By Ambrose Evans-Pritchard
9th on January, 2009
Merrill Lynch has revealed that some of its richest clients are so alarmed by the state of the financial system and signs of political instability around the world that they are now insisting on the purchase of gold bars, shunning derivatives or “paper” proxies.
Gary Dugan, the chief investment officer for the US bank, said there has been a remarkable change in sentiment. “People are genuinely worried about what the world is going to look like in 2009. It is amazing how many clients want physical gold, not ETFs,” he said, referring to exchange trade funds listed in London, New York, and other bourses. “They are so worried they want a portable asset in their house. I never thought I would be getting calls from clients saying they want a box of krugerrands,” he said.
Merrill predicted that gold would soon blast through its all time-high of $1,030 an ounce, and would hit $1,150 by June.
Rich investors are spurning gold exchange traded funds in favour of krugerrands. Merrill expects global inflation to hover near zero, with rates of minus 1pc in the industrial economies. This means that yields on AAA sovereign bonds now at 3pc will offer a real return of 4pc a year, which is stellar in this grim climate.

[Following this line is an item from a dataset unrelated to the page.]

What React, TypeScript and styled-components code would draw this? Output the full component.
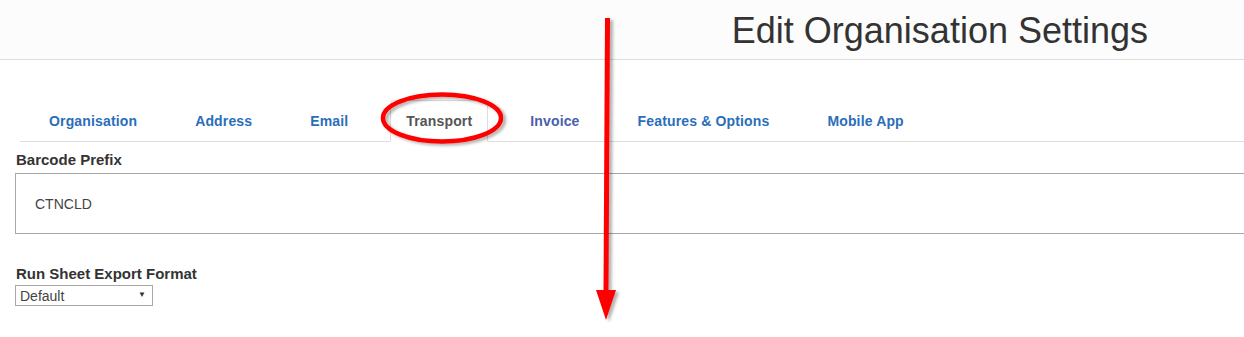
import React from 'react'
import styled, { createGlobalStyle } from 'styled-components'

const GlobalStyle = createGlobalStyle`
  html, body {
    margin: 0;
    padding: 0;
    background: #ffffff;
    font-family: "Liberation Sans", Arial, sans-serif;
    color: #333333;
  }
`

const tabs = [
  { label: 'Organisation' },
  { label: 'Address' },
  { label: 'Email' },
  { label: 'Transport', active: true },
  { label: 'Invoice', visited: true },
  { label: 'Features & Options' },
  { label: 'Mobile App' },
]

const App = () => {
  return (
    <>
      <GlobalStyle />
      <Page>
        <Header>
          <Title>Edit Organisation Settings</Title>
        </Header>
        <Content>
          <Tabs>
            {tabs.map((t) => (
              <Tab key={t.label} $active={t.active}>
                <TabLink href="#" $active={t.active} $visited={t.visited}>
                  {t.label}
                </TabLink>
              </Tab>
            ))}
          </Tabs>
          <Field $gap={8}>
            <Label $below={3}>Barcode Prefix</Label>
            <TextInput type="text" defaultValue="CTNCLD" />
          </Field>
          <Field $gap={30}>
            <Label $below={1}>Run Sheet Export Format</Label>
            <SelectWrap>
              <Select defaultValue="Default">
                <option>Default</option>
              </Select>
            </SelectWrap>
          </Field>
        </Content>
        <Annotation width="1244" height="337" viewBox="0 0 1244 337">
          <defs>
            <filter id="shadow" x="-20%" y="-20%" width="140%" height="140%">
              <feDropShadow dx="3" dy="2" stdDeviation="1.5" floodColor="#000" floodOpacity="0.3" />
            </filter>
          </defs>
          <g filter="url(#shadow)">
            <ellipse cx="442" cy="118" rx="59" ry="23.5" fill="none" stroke="#ff0000" strokeWidth="4.5" />
            <polygon points="605,18 610,18 608.5,291 603.5,291" fill="#ff0000" />
            <polygon points="596,290 616,290 606,320" fill="#ff0000" />
          </g>
        </Annotation>
      </Page>
    </>
  )
}

export default App

const Page = styled.div`
  position: relative;
  width: 1244px;
  height: 337px;
  overflow: hidden;
`

const Header = styled.div`
  display: flex;
  justify-content: flex-end;
  align-items: center;
  height: 59px;
  background: #fcfcfc;
  border-bottom: 1px solid #dddddd;
  padding-right: 96px;
`

const Title = styled.h1`
  margin: 0;
  font-size: 36px;
  font-weight: normal;
  line-height: 40px;
  color: #333333;
  position: relative;
  top: 1px;
`

const Content = styled.div`
  padding: 40px 0 0 15px;
`

const Tabs = styled.ul`
  display: flex;
  list-style: none;
  margin: 0 0 0 5px;
  padding: 0;
  border-bottom: 1px solid #dddddd;
`

const Tab = styled.li<{ $active?: boolean }>`
  margin: 0 13px -1px 13px;
  background: ${(p) => (p.$active ? '#ffffff' : 'transparent')};
  border: 1px solid ${(p) => (p.$active ? '#dddddd' : 'transparent')};
  border-bottom-color: ${(p) => (p.$active ? '#ffffff' : 'transparent')};
  border-radius: 4px 4px 0 0;
`

const TabLink = styled.a<{ $active?: boolean; $visited?: boolean }>`
  display: block;
  padding: 10px 15px;
  line-height: 20px;
  font-size: 14px;
  font-weight: bold;
  letter-spacing: 0.15px;
  text-decoration: none;
  color: ${(p) => (p.$active ? '#555555' : p.$visited ? '#4a60ab' : '#2a6ebb')};
`

const Field = styled.div<{ $gap: number }>`
  display: flex;
  flex-direction: column;
  align-items: flex-start;
  margin-top: ${(p) => p.$gap}px;
`

const Label = styled.label<{ $below: number }>`
  font-size: 15px;
  font-weight: bold;
  line-height: 20px;
  color: #333333;
  margin: 0 0 ${(p) => p.$below}px 1px;
`

const TextInput = styled.input`
  box-sizing: border-box;
  width: 1240px;
  height: 61px;
  margin: 0;
  padding: 0 0 0 19px;
  border: 1px solid #a9a9a9;
  border-radius: 0;
  font-family: "Liberation Sans", Arial, sans-serif;
  font-size: 14px;
  color: #444444;
  outline: none;
`

const SelectWrap = styled.span`
  position: relative;
  display: inline-block;

  &::after {
    content: '▼';
    position: absolute;
    right: 7px;
    top: 5px;
    font-size: 8px;
    line-height: 10px;
    color: #333333;
    pointer-events: none;
  }
`

const Select = styled.select`
  appearance: none;
  box-sizing: border-box;
  width: 138px;
  height: 21px;
  margin: 0;
  padding: 0 0 0 4px;
  border: 1px solid #a9a9a9;
  border-radius: 0;
  background: #ffffff;
  font-family: "Liberation Sans", Arial, sans-serif;
  font-size: 14px;
  color: #444444;
`

const Annotation = styled.svg`
  position: absolute;
  left: 0;
  top: 0;
  pointer-events: none;
`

“Don’t start selling your government bonds,” Mr Dugan said, dismissing talk of a bond bubble as misguided. He warned that the eurozone was likely to come under strain this year as slump deepens. “There is going to be friction as governments in the south start talking politically about coming out of the euro. I don’t see the tensions in Greece as a one-off. It is a sign of social strain in countries that have lost competitiveness.”